Pauline Bayle joue l’authenticité contre les « Illusions perdues »

Dans cette pièce éponyme créée en 2020, Pauline Bayle adapte et met en scène le roman Illusions perdues d’Honoré de Balzac, l’un des plus conséquents de La Comédie humaine. De ce matériau complexe, elle imagine une pièce pour cinq interprètes lâchés sur un plateau aux airs de ring de boxe…

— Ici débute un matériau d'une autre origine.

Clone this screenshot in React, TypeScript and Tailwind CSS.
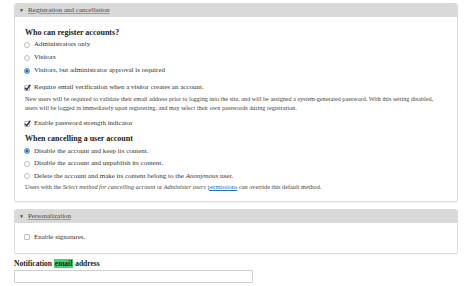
import type { ReactNode } from 'react';

/** Round radio, drawn so it matches the small native control in the screenshot. */
function Radio({ checked = false }: { checked?: boolean }) {
  return (
    <span
      className={
        checked
          ? 'flex h-[6px] w-[6px] shrink-0 items-center justify-center rounded-full border border-[#5a9be6] bg-[#7fb6f2]'
          : 'h-[6px] w-[6px] shrink-0 rounded-full border border-[#bdbdbd] bg-white'
      }
    >
      {checked && <span className="h-[2px] w-[2px] rounded-full bg-[#1d3f6e]" />}
    </span>
  );
}

function Checkbox({ checked = false }: { checked?: boolean }) {
  return (
    <span className="flex h-[6px] w-[6px] shrink-0 items-center justify-center rounded-[1px] border border-[#bdbdbd] bg-white">
      {checked && (
        <svg viewBox="0 0 10 10" className="h-[7px] w-[7px] overflow-visible">
          <path d="M1.5 5.5 L4 8 L9 1" fill="none" stroke="#2b3a55" strokeWidth="2.2" />
        </svg>
      )}
    </span>
  );
}

function Option({ control, children, h = 'h-[13px]' }: { control: ReactNode; children: ReactNode; h?: string }) {
  return (
    <div className={`flex items-center gap-[4px] pl-[9px] ${h} text-[7px] leading-none text-[#333]`}>
      {control}
      <span>{children}</span>
    </div>
  );
}

function Panel({ title, children }: { title: string; children: ReactNode }) {
  return (
    <section className="rounded-[2px] border border-[#dcdcdc] bg-white shadow-[0_1px_1px_rgba(0,0,0,0.04)]">
      <div className="flex h-[13px] items-center gap-[4px] rounded-t-[2px] bg-[#d9d9d9] pl-[4px] text-[7px] leading-none text-[#444]">
        <span className="text-[5px]">▼</span>
        <span className="underline decoration-[#9a9a9a] underline-offset-[1px]">{title}</span>
      </div>
      {children}
    </section>
  );
}

export default function App() {
  return (
    <div className="h-[286px] overflow-hidden bg-white pt-[3px] pl-[14px] pr-[16px] font-['Liberation_Serif',serif]">
      <Panel title="Registration and cancellation">
        <div className="pl-[10px] pt-[11px] pb-[10px]">
          <h3 className="h-[10px] text-[8px] leading-[10px] font-bold text-[#222]">Who can register accounts?</h3>
          <div className="-ml-[10px]">
            <Option control={<Radio />}>Administrators only</Option>
            <Option control={<Radio />}>Visitors</Option>
            <Option control={<Radio checked />}>Visitors, but administrator approval is required</Option>
          </div>

          <div className="-ml-[10px] mt-[5px]">
            <Option control={<Checkbox checked />} h="h-[11px]">
              Require email verification when a visitor creates an account.
            </Option>
          </div>
          <p className="mt-[1px] h-[18px] text-[6.2px] leading-[9px] whitespace-nowrap text-[#444]">
            New users will be required to validate their email address prior to logging into the site, and will be
            assigned a system-generated password. With this setting disabled,
            <br />
            users will be logged in immediately upon registering, and may select their own passwords during registration.
          </p>

          <div className="-ml-[10px] mt-[6px]">
            <Option control={<Checkbox checked />} h="h-[11px]">
              Enable password strength indicator
            </Option>
          </div>

          <h3 className="mt-[5px] h-[10px] text-[8px] leading-[10px] font-bold text-[#222]">
            When cancelling a user account
          </h3>
          <div className="-ml-[10px] mt-[1px]">
            <Option control={<Radio checked />} h="h-[12.5px]">
              Disable the account and keep its content.
            </Option>
            <Option control={<Radio />} h="h-[12.5px]">
              Disable the account and unpublish its content.
            </Option>
            <Option control={<Radio />} h="h-[12.5px]">
              Delete the account and make its content belong to the <em>Anonymous</em> user.
            </Option>
          </div>
          <p className="h-[8px] text-[6.25px] leading-[8px] text-[#444]">
            Users with the <em>Select method for cancelling account</em> or <em>Administer users</em>{' '}
            <a className="text-[#2a6fb5] underline">permissions</a> can override this default method.
          </p>
        </div>
      </Panel>

      <div className="mt-[7px]">
        <Panel title="Personalization">
          <div className="pt-[9px] pb-[10px]">
            <Option control={<Checkbox />} h="h-[11px]">
              Enable signatures.
            </Option>
          </div>
        </Panel>
      </div>

      <label className="mt-[5px] block h-[10px] text-[7.5px] leading-[10px] font-bold text-[#222]">
        Notification <span className="bg-[#3fd27a] px-[1px]">email</span> address
      </label>
      <div className="mt-[1px] h-[13px] w-[239px] rounded-[1px] border border-[#cfcfcf] bg-white" />
      <p className="mt-[2px] text-[6px] leading-[8px] whitespace-nowrap text-[#555]">
        The email address to be used as the 'from' address for all account notifications listed below.
      </p>
    </div>
  );
}
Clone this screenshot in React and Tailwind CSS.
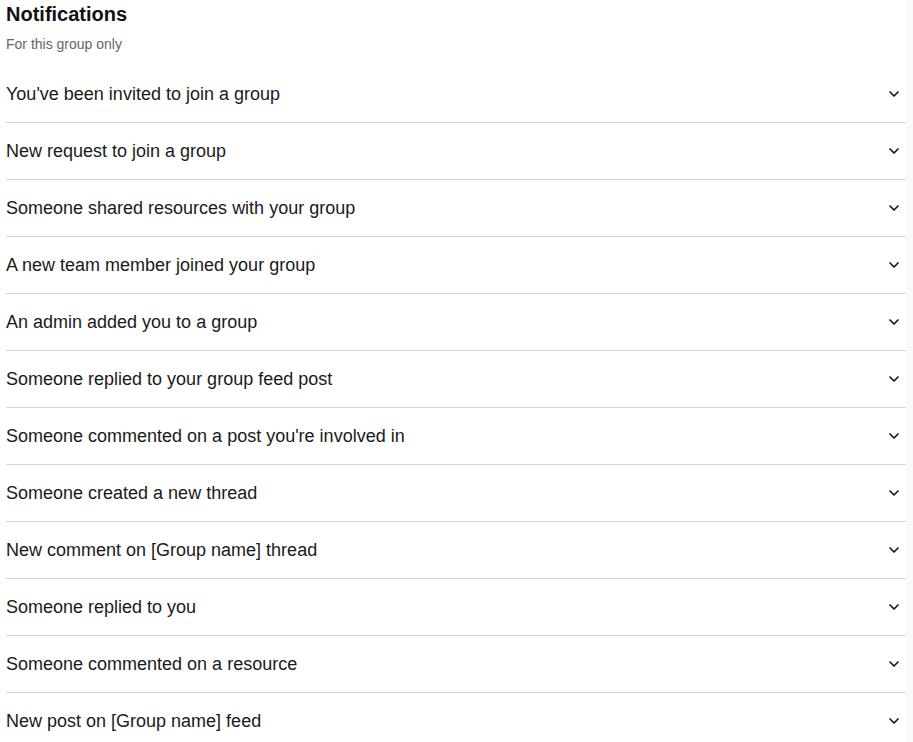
import React from 'react';
import { ChevronDown } from 'lucide-react';

const items = [
  "You've been invited to join a group",
  'New request to join a group',
  'Someone shared resources with your group',
  'A new team member joined your group',
  'An admin added you to a group',
  'Someone replied to your group feed post',
  "Someone commented on a post you're involved in",
  'Someone created a new thread',
  'New comment on [Group name] thread',
  'Someone replied to you',
  'Someone commented on a resource',
  'New post on [Group name] feed',
];

const App = () => {
  return (
    <div className="flex min-h-screen bg-white font-['Liberation_Sans',Arial,sans-serif] text-[#1a1a1a]">
      <div className="w-[906px] pl-[6px]">
        <h2 className="text-[20px] leading-[28px] font-bold text-[#111]">Notifications</h2>
        <p className="mt-[6px] text-[14px] leading-[20px] text-[#666]">For this group only</p>
        <div className="mt-[12px]">
          {items.map((label, i) => (
            <button
              key={i}
              className="flex w-full h-[57px] items-center justify-between border-b border-[#d4d4d4] text-left"
            >
              <span className="text-[18px] leading-[24px]">{label}</span>
              <ChevronDown size={16} strokeWidth={2.6} className="mr-1 text-[#1a1a1a]" />
            </button>
          ))}
        </div>
      </div>
      <div className="flex-1 bg-[#fafafa]" />
    </div>
  );
};

export default App;
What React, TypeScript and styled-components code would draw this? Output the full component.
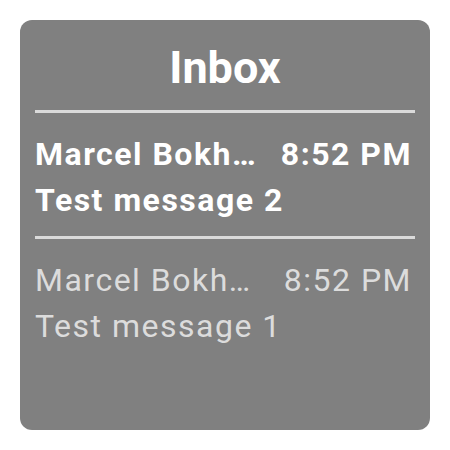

Peter Avondo  - Critique Spectacle vivant / Journaliste culture Domaine d'O
4 mn de lecture
© Simon Gosselin

Qu’est-ce qui ne relie pas Illusions perdues de Balzac à notre société contemporaine ? C’est en substance la grande question qui s’impose en sortant de l’adaptation conçue par Pauline Bayle de ce long roman issu de La Comédie humaine, écrit donc il y a près de deux siècles. Sous le regard de la metteuse en scène, qui en fait ici une pièce à travers laquelle transparaît un amour profond pour le théâtre, le propos essentiel du récit et les rapports des personnages qui l’habitent nous éclatent au visage dans une évidente actualité. Et pour cause, sur ce dispositif en quadri-frontal qui ne laisse que peu d’issues aux interprètes, sous un plafond de lumières qui écrase l’espace de jeu sous son poids métaphorique, tout est mis à nu, à cru, dans une lutte qui oppose les apparences à la réalité.

Elle s’y amuse pourtant, Pauline Bayle, à nous faire croire ne serait-ce qu’un temps au jeu des illusions. Plateau d’abord resserré en frontal pour nous émerveiller d’un espace qui s’agrandit comme par magie, comédiens dissimulés dans le public pour provoquer la surprise de faux imprévus… Il n’est nul besoin de plus pour mettre en place le grand jeu, celui de la société parisienne du XIXe siècle auquel le public prendra part, qu’il le veuille ou non. Alors s’engagent les rapports de force, plus ou moins affichés, dans les méandres des faux-semblants, des promesses non tenues et des aspirations personnelles qui constituent un entrelacs de relations d’étiquette derrière lesquelles évoluent sournoisement les désirs de pouvoir, d’argent et de politique.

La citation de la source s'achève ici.